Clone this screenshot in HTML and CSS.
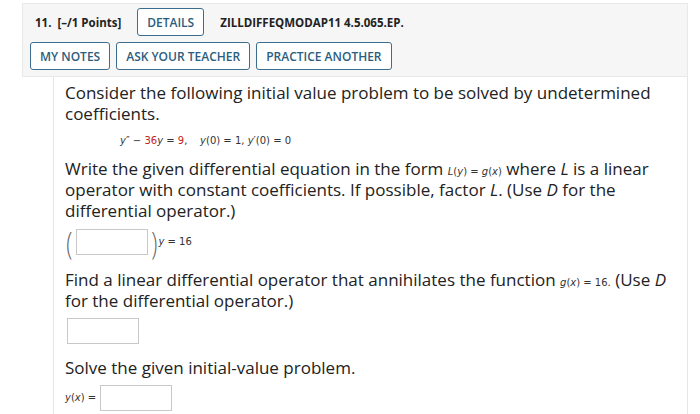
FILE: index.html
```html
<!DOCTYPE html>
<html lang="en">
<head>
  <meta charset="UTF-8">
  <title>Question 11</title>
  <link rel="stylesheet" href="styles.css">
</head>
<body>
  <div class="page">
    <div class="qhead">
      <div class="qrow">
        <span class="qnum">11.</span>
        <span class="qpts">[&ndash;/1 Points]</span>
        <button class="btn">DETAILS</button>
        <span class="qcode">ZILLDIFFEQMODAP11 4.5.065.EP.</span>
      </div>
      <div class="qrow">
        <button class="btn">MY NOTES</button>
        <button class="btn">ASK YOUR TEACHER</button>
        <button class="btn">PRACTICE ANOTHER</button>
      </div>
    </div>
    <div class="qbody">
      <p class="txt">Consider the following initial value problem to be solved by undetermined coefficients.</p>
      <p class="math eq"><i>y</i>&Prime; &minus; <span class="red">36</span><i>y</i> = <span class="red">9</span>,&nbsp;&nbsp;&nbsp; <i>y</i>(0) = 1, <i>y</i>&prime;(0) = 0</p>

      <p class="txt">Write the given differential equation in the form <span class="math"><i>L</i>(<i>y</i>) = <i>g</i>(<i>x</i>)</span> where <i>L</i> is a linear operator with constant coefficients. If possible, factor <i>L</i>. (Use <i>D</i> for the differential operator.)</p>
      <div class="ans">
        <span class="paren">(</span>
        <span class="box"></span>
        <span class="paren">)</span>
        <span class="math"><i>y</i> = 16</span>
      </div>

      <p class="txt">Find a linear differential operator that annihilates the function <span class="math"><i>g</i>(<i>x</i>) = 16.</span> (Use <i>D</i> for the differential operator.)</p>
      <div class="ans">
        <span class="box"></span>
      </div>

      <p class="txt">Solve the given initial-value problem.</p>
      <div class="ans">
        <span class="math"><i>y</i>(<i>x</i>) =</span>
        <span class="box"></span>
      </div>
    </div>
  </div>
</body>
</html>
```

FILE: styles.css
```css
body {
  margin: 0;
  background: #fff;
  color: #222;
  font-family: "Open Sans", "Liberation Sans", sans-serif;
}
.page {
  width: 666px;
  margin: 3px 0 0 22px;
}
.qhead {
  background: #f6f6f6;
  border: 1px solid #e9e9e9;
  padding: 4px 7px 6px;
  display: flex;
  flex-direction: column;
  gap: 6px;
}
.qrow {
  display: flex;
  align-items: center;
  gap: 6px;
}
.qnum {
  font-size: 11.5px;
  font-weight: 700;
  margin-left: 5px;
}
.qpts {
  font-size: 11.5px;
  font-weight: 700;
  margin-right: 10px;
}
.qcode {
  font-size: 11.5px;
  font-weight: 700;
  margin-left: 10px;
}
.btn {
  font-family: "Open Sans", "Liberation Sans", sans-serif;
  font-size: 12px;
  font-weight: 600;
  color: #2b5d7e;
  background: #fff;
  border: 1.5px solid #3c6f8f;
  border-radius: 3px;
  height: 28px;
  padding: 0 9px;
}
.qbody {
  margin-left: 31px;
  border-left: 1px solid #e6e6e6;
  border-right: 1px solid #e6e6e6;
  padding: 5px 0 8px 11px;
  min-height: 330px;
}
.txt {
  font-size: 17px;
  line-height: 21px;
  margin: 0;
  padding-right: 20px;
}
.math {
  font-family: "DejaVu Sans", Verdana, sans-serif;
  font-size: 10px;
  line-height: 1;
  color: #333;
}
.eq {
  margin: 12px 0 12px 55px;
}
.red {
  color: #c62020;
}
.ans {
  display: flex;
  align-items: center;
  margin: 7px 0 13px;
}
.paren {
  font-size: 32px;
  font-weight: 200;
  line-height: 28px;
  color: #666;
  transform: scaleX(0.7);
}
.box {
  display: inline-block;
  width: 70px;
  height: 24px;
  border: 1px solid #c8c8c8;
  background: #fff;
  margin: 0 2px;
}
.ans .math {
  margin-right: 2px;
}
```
------------------------------
*Task directions*.
Write out the listing above again, exactly, but with no pictures in the copy.

*Result for this exercise*.
Clone this screenshot in HTML and CSS.
FILE: index.html
```html
<!DOCTYPE html>
<html lang="en">
<head>
  <meta charset="UTF-8">
  <title>Question 11</title>
  <link rel="stylesheet" href="styles.css">
</head>
<body>
  <div class="page">
    <div class="qhead">
      <div class="qrow">
        <span class="qnum">11.</span>
        <span class="qpts">[&ndash;/1 Points]</span>
        <button class="btn">DETAILS</button>
        <span class="qcode">ZILLDIFFEQMODAP11 4.5.065.EP.</span>
      </div>
      <div class="qrow">
        <button class="btn">MY NOTES</button>
        <button class="btn">ASK YOUR TEACHER</button>
        <button class="btn">PRACTICE ANOTHER</button>
      </div>
    </div>
    <div class="qbody">
      <p class="txt">Consider the following initial value problem to be solved by undetermined coefficients.</p>
      <p class="math eq"><i>y</i>&Prime; &minus; <span class="red">36</span><i>y</i> = <span class="red">9</span>,&nbsp;&nbsp;&nbsp; <i>y</i>(0) = 1, <i>y</i>&prime;(0) = 0</p>

      <p class="txt">Write the given differential equation in the form <span class="math"><i>L</i>(<i>y</i>) = <i>g</i>(<i>x</i>)</span> where <i>L</i> is a linear operator with constant coefficients. If possible, factor <i>L</i>. (Use <i>D</i> for the differential operator.)</p>
      <div class="ans">
        <span class="paren">(</span>
        <span class="box"></span>
        <span class="paren">)</span>
        <span class="math"><i>y</i> = 16</span>
      </div>

      <p class="txt">Find a linear differential operator that annihilates the function <span class="math"><i>g</i>(<i>x</i>) = 16.</span> (Use <i>D</i> for the differential operator.)</p>
      <div class="ans">
        <span class="box"></span>
      </div>

      <p class="txt">Solve the given initial-value problem.</p>
      <div class="ans">
        <span class="math"><i>y</i>(<i>x</i>) =</span>
        <span class="box"></span>
      </div>
    </div>
  </div>
</body>
</html>
```

FILE: styles.css
```css
body {
  margin: 0;
  background: #fff;
  color: #222;
  font-family: "Open Sans", "Liberation Sans", sans-serif;
}
.page {
  width: 666px;
  margin: 3px 0 0 22px;
}
.qhead {
  background: #f6f6f6;
  border: 1px solid #e9e9e9;
  padding: 4px 7px 6px;
  display: flex;
  flex-direction: column;
  gap: 6px;
}
.qrow {
  display: flex;
  align-items: center;
  gap: 6px;
}
.qnum {
  font-size: 11.5px;
  font-weight: 700;
  margin-left: 5px;
}
.qpts {
  font-size: 11.5px;
  font-weight: 700;
  margin-right: 10px;
}
.qcode {
  font-size: 11.5px;
  font-weight: 700;
  margin-left: 10px;
}
.btn {
  font-family: "Open Sans", "Liberation Sans", sans-serif;
  font-size: 12px;
  font-weight: 600;
  color: #2b5d7e;
  background: #fff;
  border: 1.5px solid #3c6f8f;
  border-radius: 3px;
  height: 28px;
  padding: 0 9px;
}
.qbody {
  margin-left: 31px;
  border-left: 1px solid #e6e6e6;
  border-right: 1px solid #e6e6e6;
  padding: 5px 0 8px 11px;
  min-height: 330px;
}
.txt {
  font-size: 17px;
  line-height: 21px;
  margin: 0;
  padding-right: 20px;
}
.math {
  font-family: "DejaVu Sans", Verdana, sans-serif;
  font-size: 10px;
  line-height: 1;
  color: #333;
}
.eq {
  margin: 12px 0 12px 55px;
}
.red {
  color: #c62020;
}
.ans {
  display: flex;
  align-items: center;
  margin: 7px 0 13px;
}
.paren {
  font-size: 32px;
  font-weight: 200;
  line-height: 28px;
  color: #666;
  transform: scaleX(0.7);
}
.box {
  display: inline-block;
  width: 70px;
  height: 24px;
  border: 1px solid #c8c8c8;
  background: #fff;
  margin: 0 2px;
}
.ans .math {
  margin-right: 2px;
}
```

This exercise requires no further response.